Rows from a dataset of pages and code:

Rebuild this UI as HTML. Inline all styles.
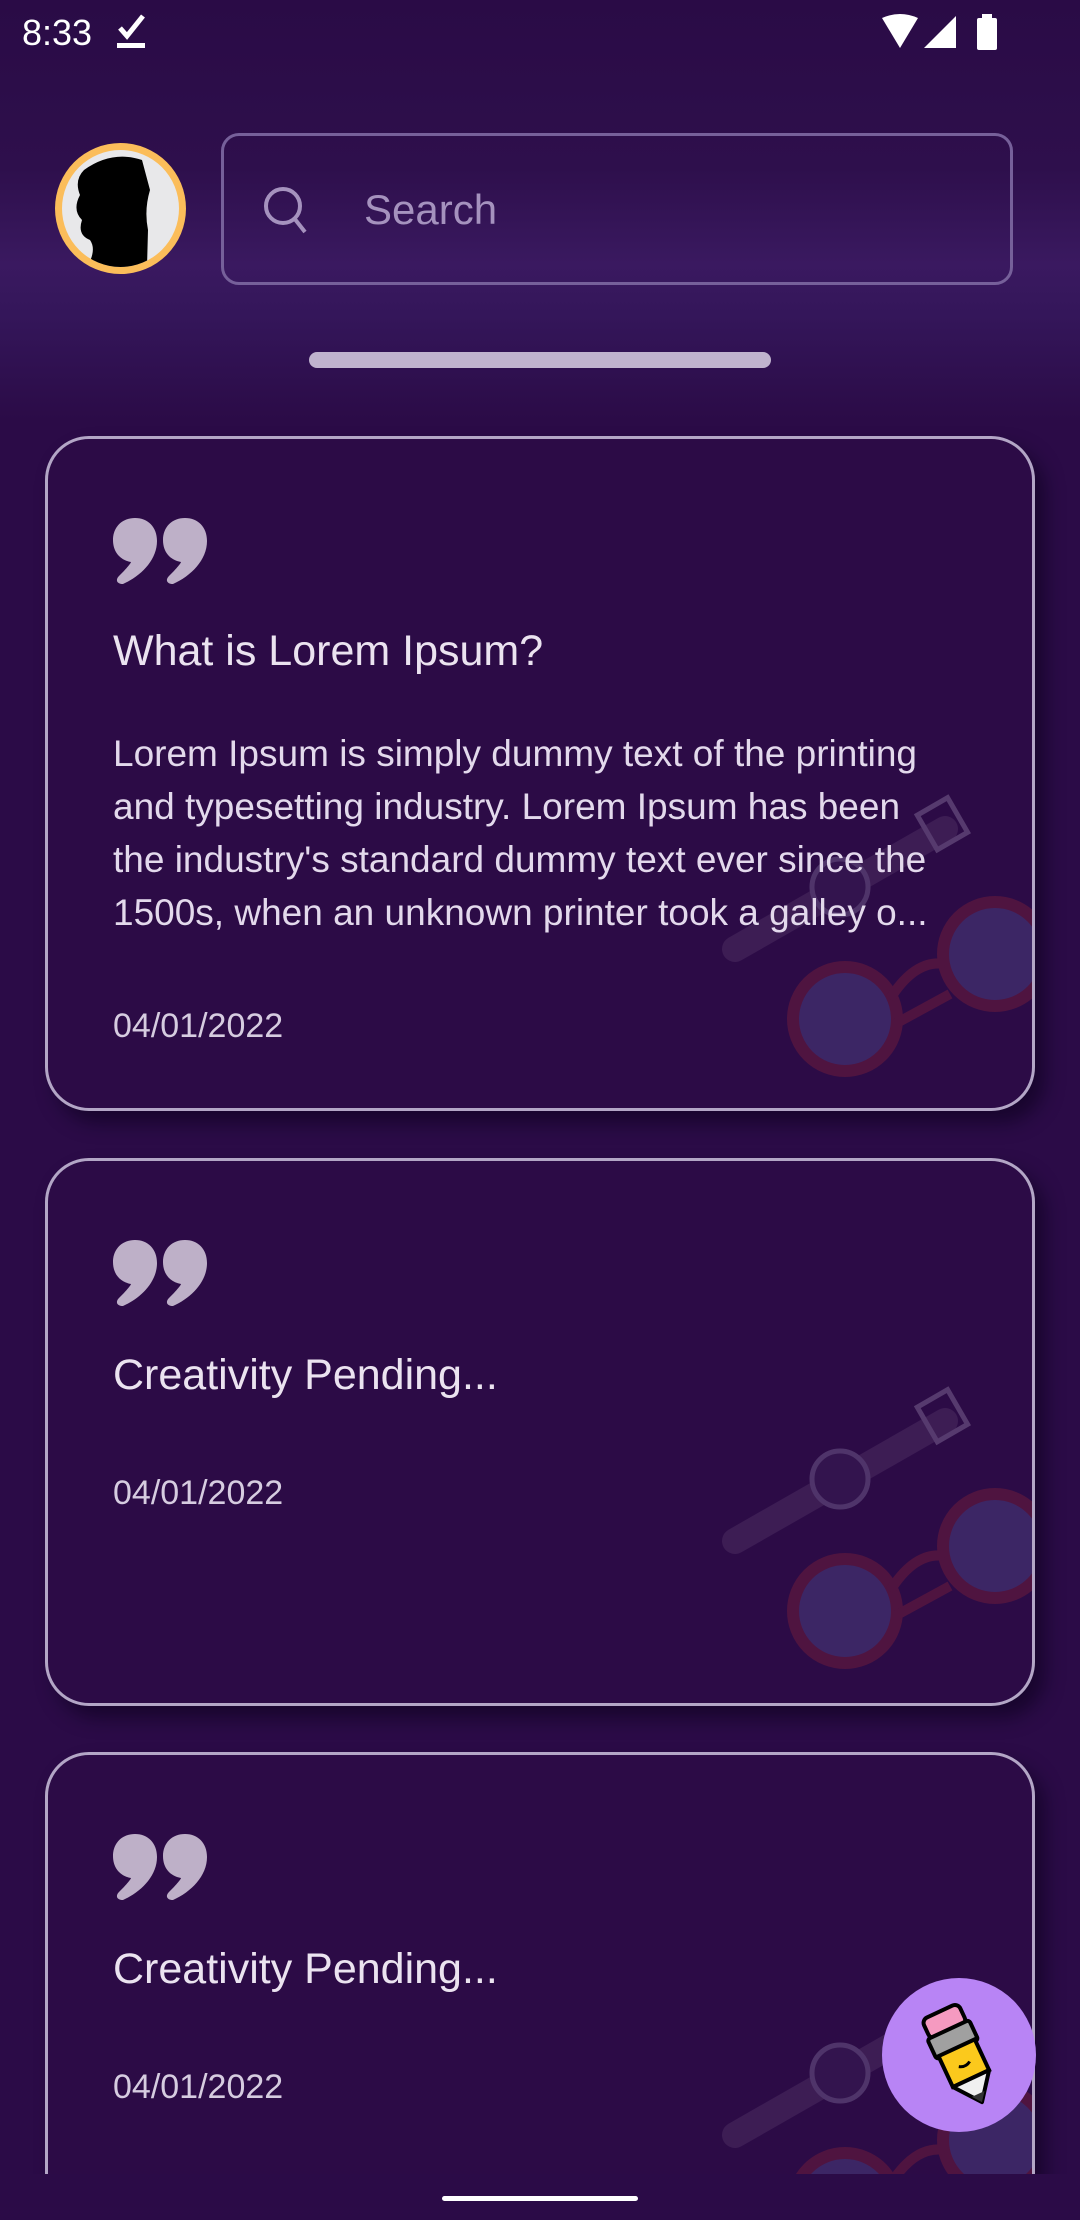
<!DOCTYPE html>
<html><head><meta charset="utf-8"><style>
*{margin:0;padding:0;box-sizing:border-box}
body{width:1080px;height:2220px;overflow:hidden;background:#2b0b47;font-family:"Liberation Sans",sans-serif;position:relative}
.hdr{position:absolute;left:0;top:0;width:1080px;height:420px;background:linear-gradient(#2a0b46 0%,#2e0f4c 40%,#3a1960 63%,#34165a 75%,#2b0b47 100%)}
.abs{position:absolute}
.clip{position:absolute;left:0;top:0;width:1080px;height:2174px;overflow:hidden}
.card{position:absolute;left:45px;width:990px;border:3px solid #b3a6c6;border-radius:44px;background:#2c0b46;box-shadow:10px 12px 18px rgba(10,0,25,.55);overflow:hidden}
.q{position:absolute;left:65px;top:79px}
.t{position:absolute;left:65px;color:#ebe3f0;font-size:43px;white-space:nowrap}
.b{position:absolute;left:65px;top:288px;color:#e3d9ec;font-size:37px;line-height:53px;white-space:nowrap}
.d{position:absolute;left:65px;color:#d6cce0;font-size:34px}
.deco{position:absolute;right:-3px;opacity:.55}
</style></head><body>
<div class="hdr"></div>
<!-- status bar -->
<div class="abs" style="left:22px;top:12px;color:#fff;font-size:36px">8:33</div>
<svg class="abs" style="left:116px;top:14px" width="32" height="38" viewBox="0 0 32 38"><path d="M4 14l7 8 16-20" stroke="#fff" stroke-width="5" fill="none"/><rect x="1" y="29" width="28" height="5" fill="#fff"/></svg>
<svg class="abs" style="left:880px;top:14px" width="120" height="38" viewBox="0 0 120 38"><path d="M2 4 Q20 -4 38 4 L20 34 Z" fill="#fff"/><path d="M44 34 L76 2 V34 Z" fill="#fff"/><rect x="97" y="4" width="20" height="32" rx="2" fill="#fff"/><rect x="102" y="0" width="10" height="6" fill="#fff"/></svg>
<!-- avatar -->
<div class="abs" style="left:55px;top:143px;width:131px;height:131px;border-radius:50%;background:#fbbd5a;padding:7px">
<div style="width:100%;height:100%;border-radius:50%;background:#e8e8ea;overflow:hidden;position:relative">
<svg width="117" height="117" viewBox="0 0 117 117" style="position:absolute;left:0;top:0"><path d="M22 20 Q50 0 80 10 L88 40 Q82 60 86 80 L85 117 H25 Q35 100 28 90 Q15 85 20 70 Q10 60 18 45 Q12 30 22 20Z" fill="#000"/></svg></div></div>
<!-- search -->
<div class="abs" style="left:221px;top:133px;width:792px;height:152px;border:3px solid #76609a;border-radius:18px"></div>
<svg class="abs" style="left:262px;top:185px" width="50" height="50" viewBox="0 0 50 50"><circle cx="21" cy="21" r="17" stroke="#a592be" stroke-width="4" fill="none"/><path d="M32 33 L43 47" stroke="#a592be" stroke-width="4"/></svg>
<div class="abs" style="left:364px;top:186px;color:#a592be;font-size:42px">Search</div>
<div class="abs" style="left:309px;top:352px;width:462px;height:16px;border-radius:8px;background:#c0b3ce"></div>

<svg width="0" height="0" style="position:absolute"><defs>
<g id="qq"><path d="M22 0 C35 0 44 9 44 23 C44 42 28 58 10 66 C4 66 2 62 6 58 C14 50 18 45 18 44 C7 42 0 34 0 22 C0 9 9 0 22 0Z" fill="#beb0c8"/></g>
<g id="dec">
<path d="M20 160 L230 40" stroke="#4b2c60" stroke-width="26" stroke-linecap="round"/>
<rect x="210" y="15" width="35" height="40" transform="rotate(-30 227 35)" fill="none" stroke="#7a6290" stroke-width="5"/>
<circle cx="125" cy="98" r="28" fill="#3a1d55" stroke="#6d5788" stroke-width="5"/>
<circle cx="130" cy="230" r="52" fill="#4a3d80" stroke="#6c1c3c" stroke-width="12"/>
<circle cx="280" cy="165" r="52" fill="#4a3d80" stroke="#6c1c3c" stroke-width="12"/>
<path d="M175 210 Q200 170 230 175" stroke="#6c1c3c" stroke-width="10" fill="none"/>
<path d="M180 235 L235 205" stroke="#6c1c3c" stroke-width="10"/>
</g></defs></svg>

<div class="clip">
<!-- card 1 -->
<div class="card" style="top:436px;height:675px">
<svg class="q" width="96" height="68" viewBox="0 0 96 68"><use href="#qq"/><use href="#qq" x="50"/></svg>
<div class="t" style="top:188px">What is Lorem Ipsum?</div>
<svg class="deco" style="top:350px" width="320" height="300" viewBox="0 0 320 300"><use href="#dec"/></svg>
<div class="b">Lorem Ipsum is simply dummy text of the printing<br>and typesetting industry. Lorem Ipsum has been<br>the industry's standard dummy text ever since the<br>1500s, when an unknown printer took a galley o...</div>
<div class="d" style="top:568px">04/01/2022</div>
</div>
<!-- card 2 -->
<div class="card" style="top:1158px;height:548px">
<svg class="q" width="96" height="68" viewBox="0 0 96 68"><use href="#qq"/><use href="#qq" x="50"/></svg>
<div class="t" style="top:190px">Creativity Pending...</div>
<div class="d" style="top:313px">04/01/2022</div>
<svg class="deco" style="top:220px" width="320" height="300" viewBox="0 0 320 300"><use href="#dec"/></svg>
</div>
<!-- card 3 -->
<div class="card" style="top:1752px;height:548px">
<svg class="q" width="96" height="68" viewBox="0 0 96 68"><use href="#qq"/><use href="#qq" x="50"/></svg>
<div class="t" style="top:190px">Creativity Pending...</div>
<div class="d" style="top:313px">04/01/2022</div>
<svg class="deco" style="top:220px" width="320" height="300" viewBox="0 0 320 300"><use href="#dec"/></svg>
</div>
</div>
<!-- bottom nav -->
<div class="abs" style="left:0;top:2174px;width:1080px;height:46px;background:#2b0b47"></div>
<div class="abs" style="left:442px;top:2196px;width:196px;height:5px;border-radius:3px;background:#fff"></div>
<!-- FAB -->
<div class="abs" style="left:882px;top:1978px;width:154px;height:154px;border-radius:50%;background:#b884f5"></div>
<svg class="abs" style="left:900px;top:1995px" width="120" height="120" viewBox="0 0 120 120">
<g transform="rotate(-25 60 60)">
<rect x="40" y="12" width="40" height="22" rx="6" fill="#f59ac0" stroke="#000" stroke-width="4"/>
<rect x="37" y="32" width="46" height="22" rx="3" fill="#a0a0a0" stroke="#000" stroke-width="4"/>
<rect x="40" y="52" width="40" height="34" fill="#fbc91c" stroke="#000" stroke-width="4"/>
<path d="M40 86 L60 112 L80 86 Z" fill="#f0f0f0" stroke="#000" stroke-width="4" stroke-linejoin="round"/>
<path d="M53 103 L60 112 L67 103Z" fill="#333"/>
<path d="M54 70 Q60 74 66 70" stroke="#000" stroke-width="3" fill="none"/>
</g></svg>
</body></html>
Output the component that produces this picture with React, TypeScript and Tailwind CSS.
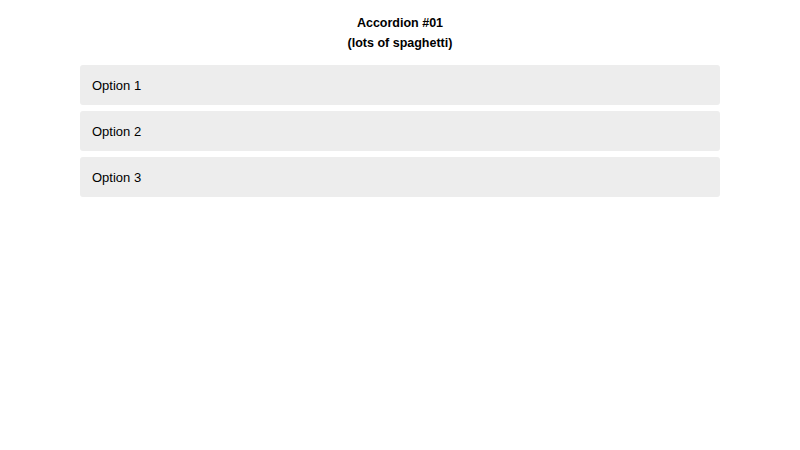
export default function App() {
  const items = ["Option 1", "Option 2", "Option 3"];
  return (
    <div className="w-full min-h-[450px] bg-white" style={{ fontFamily: '"Liberation Sans", Arial, sans-serif' }}>
      <div className="w-[640px] mx-auto pt-[13px]">
        <div className="text-center font-bold text-[12.5px] leading-5 text-black">
          <div>Accordion #01</div>
          <div>(lots of spaghetti)</div>
        </div>
        <div className="mt-3 flex flex-col gap-[6px]">
          {items.map((t) => (
            <div key={t} className="h-10 px-3 pt-px flex items-center bg-[#ededed] rounded-[3px] text-[13px] text-black">
              {t}
            </div>
          ))}
        </div>
      </div>
    </div>
  );
}
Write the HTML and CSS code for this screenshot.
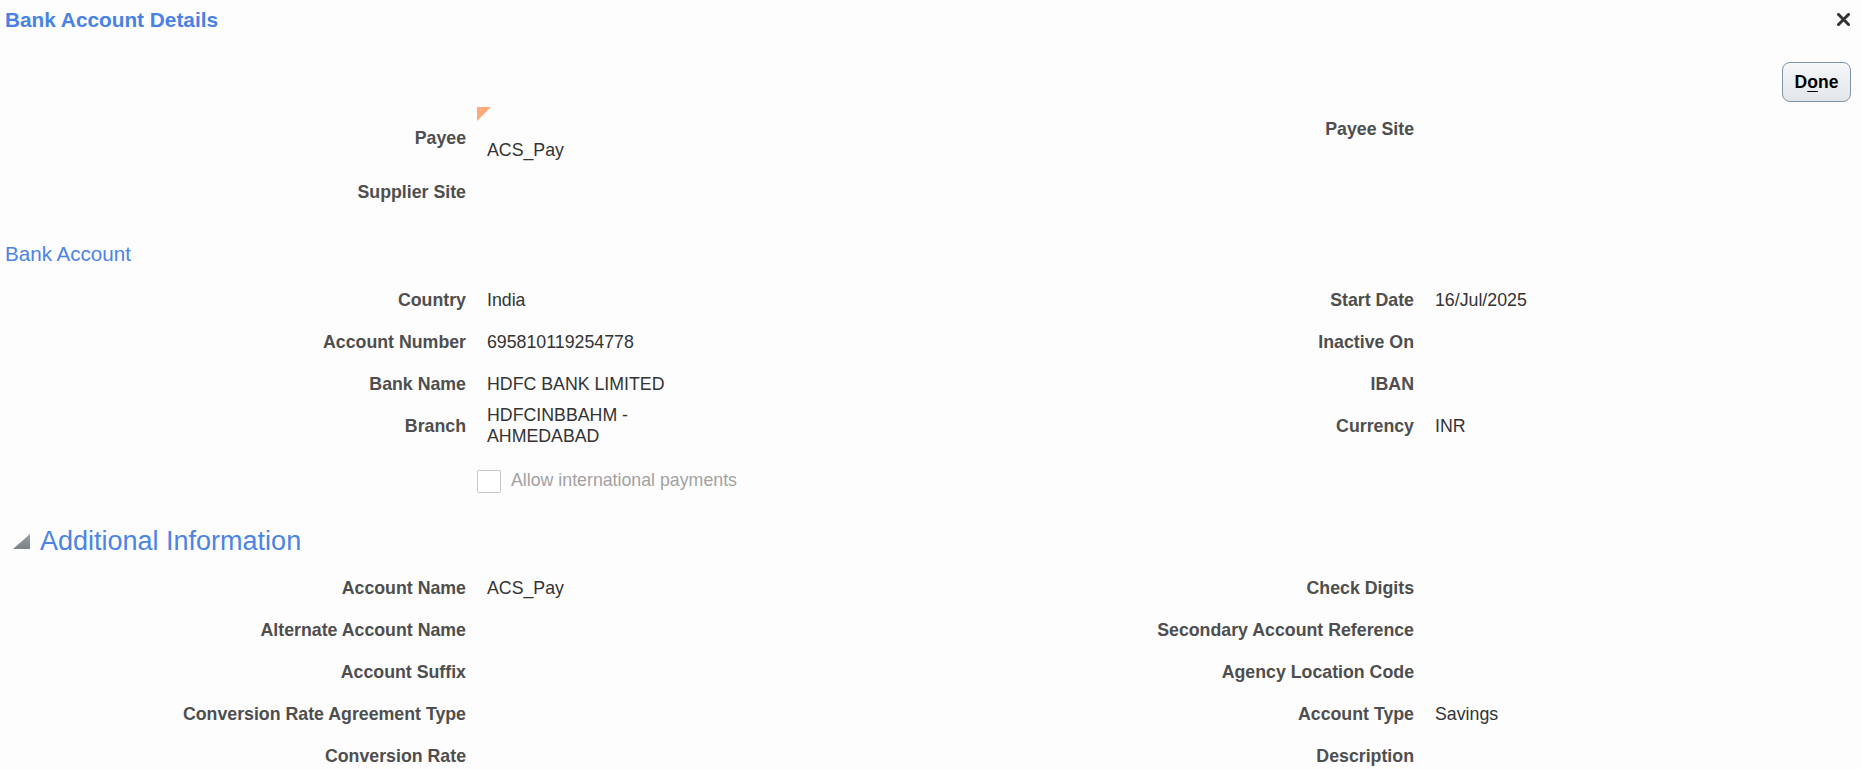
FILE: index.html
```html
<!DOCTYPE html>
<html lang="en">
<head>
<meta charset="utf-8">
<title>Bank Account Details</title>
<link rel="stylesheet" href="styles.css">
</head>
<body>
<div class="dialog">
  <header class="dlg-header">
    <h1 class="dlg-title">Bank Account Details</h1>
    <button class="close" aria-label="Close">
      <svg width="13" height="13" viewBox="0 0 13 13"><path d="M1.5 1.5 L11.5 11.5 M11.5 1.5 L1.5 11.5" stroke="#333" stroke-width="3" stroke-linecap="square" fill="none"/></svg>
    </button>
  </header>

  <div class="toolbar">
    <button class="btn">D<u>o</u>ne</button>
  </div>

  <div class="form form-top">
    <div class="lbl lbl-top">Payee</div>
    <div class="val val-changed"><span class="changed"></span><span class="val-text">ACS_Pay</span></div>
    <div class="lbl lbl-top lbl-site">Payee Site</div>
    <div class="val"></div>

    <div class="lbl">Supplier Site</div>
    <div class="val"></div>
    <div class="lbl"></div>
    <div class="val"></div>
  </div>

  <h2 class="section-title">Bank Account</h2>

  <div class="form form-bank">
    <div class="lbl">Country</div>
    <div class="val">India</div>
    <div class="lbl">Start Date</div>
    <div class="val">16/Jul/2025</div>

    <div class="lbl">Account Number</div>
    <div class="val">695810119254778</div>
    <div class="lbl">Inactive On</div>
    <div class="val"></div>

    <div class="lbl">Bank Name</div>
    <div class="val">HDFC BANK LIMITED</div>
    <div class="lbl">IBAN</div>
    <div class="val"></div>

    <div class="lbl">Branch</div>
    <div class="val val-wrap">HDFCINBBAHM - AHMEDABAD</div>
    <div class="lbl">Currency</div>
    <div class="val">INR</div>

    <div class="lbl"></div>
    <div class="check-cell">
      <label class="check">
        <span class="check-box"></span>
        <span class="check-text">Allow international payments</span>
      </label>
    </div>
  </div>

  <h2 class="disclosure">
    <svg class="disc-icon" width="17" height="15" viewBox="0 0 17 15"><defs><linearGradient id="dg" x1="0" y1="0" x2="0" y2="1"><stop offset="0" stop-color="#9aa0a5"/><stop offset="1" stop-color="#7a8187"/></linearGradient></defs><polygon points="0,15 17,15 17,0" fill="url(#dg)"/></svg>
    <span>Additional Information</span>
  </h2>

  <div class="form form-add">
    <div class="lbl">Account Name</div>
    <div class="val">ACS_Pay</div>
    <div class="lbl">Check Digits</div>
    <div class="val"></div>

    <div class="lbl">Alternate Account Name</div>
    <div class="val"></div>
    <div class="lbl">Secondary Account Reference</div>
    <div class="val"></div>

    <div class="lbl">Account Suffix</div>
    <div class="val"></div>
    <div class="lbl">Agency Location Code</div>
    <div class="val"></div>

    <div class="lbl">Conversion Rate Agreement Type</div>
    <div class="val"></div>
    <div class="lbl">Account Type</div>
    <div class="val">Savings</div>

    <div class="lbl">Conversion Rate</div>
    <div class="val"></div>
    <div class="lbl">Description</div>
    <div class="val"></div>
  </div>
</div>
</body>
</html>
```

FILE: styles.css
```css
html, body {
  margin: 0;
  padding: 0;
  background: #fdfdfd;
  overflow: hidden;
}

body {
  font-family: "Liberation Sans", Arial, Helvetica, sans-serif;
  color: #333333;
}

.dialog {
  display: flex;
  flex-direction: column;
}

.dlg-header {
  display: flex;
  justify-content: space-between;
  align-items: flex-start;
  padding: 8px 11px 0 5px;
}

.dlg-title {
  margin: 0;
  font-size: 20.8px;
  line-height: 24px;
  font-weight: bold;
  color: #4a82e3;
}

.close {
  margin: 5px 0 0 0;
  padding: 0;
  border: 0;
  background: none;
  width: 13px;
  height: 13px;
  display: block;
}

.close svg {
  display: block;
}

.toolbar {
  display: flex;
  justify-content: flex-end;
  padding-right: 10px;
  margin-top: 30px;
}

.btn {
  height: 40px;
  width: 69px;
  border: 1px solid #7f93a7;
  border-radius: 8px;
  background: linear-gradient(#f5f7f9, #e2e6ea);
  font-family: "Liberation Sans", Arial, sans-serif;
  font-size: 17.5px;
  font-weight: bold;
  color: #000;
  padding: 0;
}

.btn u {
  text-decoration-thickness: 1px;
  text-underline-offset: 3px;
}

.form {
  display: grid;
  grid-template-columns: 466px 200px 706px 1fr;
  column-gap: 21px;
  grid-auto-rows: minmax(42px, auto);
  align-items: center;
  font-size: 17.75px;
  line-height: 21px;
}

.form-top {
  margin-top: 5px;
  grid-template-rows: 64px 42px;
}

.form-bank {
  margin-top: 13px;
}

.form-add {
  margin-top: 11px;
  grid-auto-rows: 41.8px;
}

.lbl {
  text-align: right;
  font-weight: bold;
  color: #4e4e4e;
  white-space: nowrap;
}

.val {
  color: #333333;
  white-space: nowrap;
}

.val-wrap {
  white-space: normal;
}

.lbl-top {
  align-self: start;
  padding-top: 21px;
}

.lbl-site {
  padding-top: 12px;
}

.val-changed {
  align-self: start;
  display: flex;
  flex-direction: column;
  align-items: flex-start;
}

.changed {
  width: 0;
  height: 0;
  margin-left: -10px;
  border-top: 14px solid #fdab78;
  border-right: 14px solid transparent;
}

.val-text {
  margin-top: 19px;
}

.section-title {
  margin: 29px 0 0 5px;
  font-size: 20.6px;
  line-height: 24px;
  font-weight: normal;
  color: #4c84e4;
}

.check-cell {
  grid-column: 2 / span 3;
  align-self: start;
  padding-top: 23px;
  margin-left: -10px;
}

.check {
  display: flex;
  align-items: flex-start;
  gap: 10px;
}

.check-box {
  box-sizing: border-box;
  width: 24px;
  height: 23px;
  border: 1px solid #c8c8c8;
  border-radius: 2px;
  background: #ffffff;
}

.check-text {
  color: #a2a2a2;
  font-size: 17.75px;
  line-height: 21px;
  margin-top: 0;
  white-space: nowrap;
}

.disclosure {
  margin: 33px 0 0 0;
  padding-left: 13px;
  display: flex;
  align-items: center;
  gap: 10px;
  font-size: 27px;
  line-height: 31px;
  font-weight: normal;
  color: #4c84e4;
}

.disc-icon {
  display: block;
}
```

Objective →
From the entries, copy out each line containing the word "styles".

Answer to the problem →
Rebuild this UI as HTML. Inline all styles.
<link rel="stylesheet" href="styles.css">
FILE: styles.css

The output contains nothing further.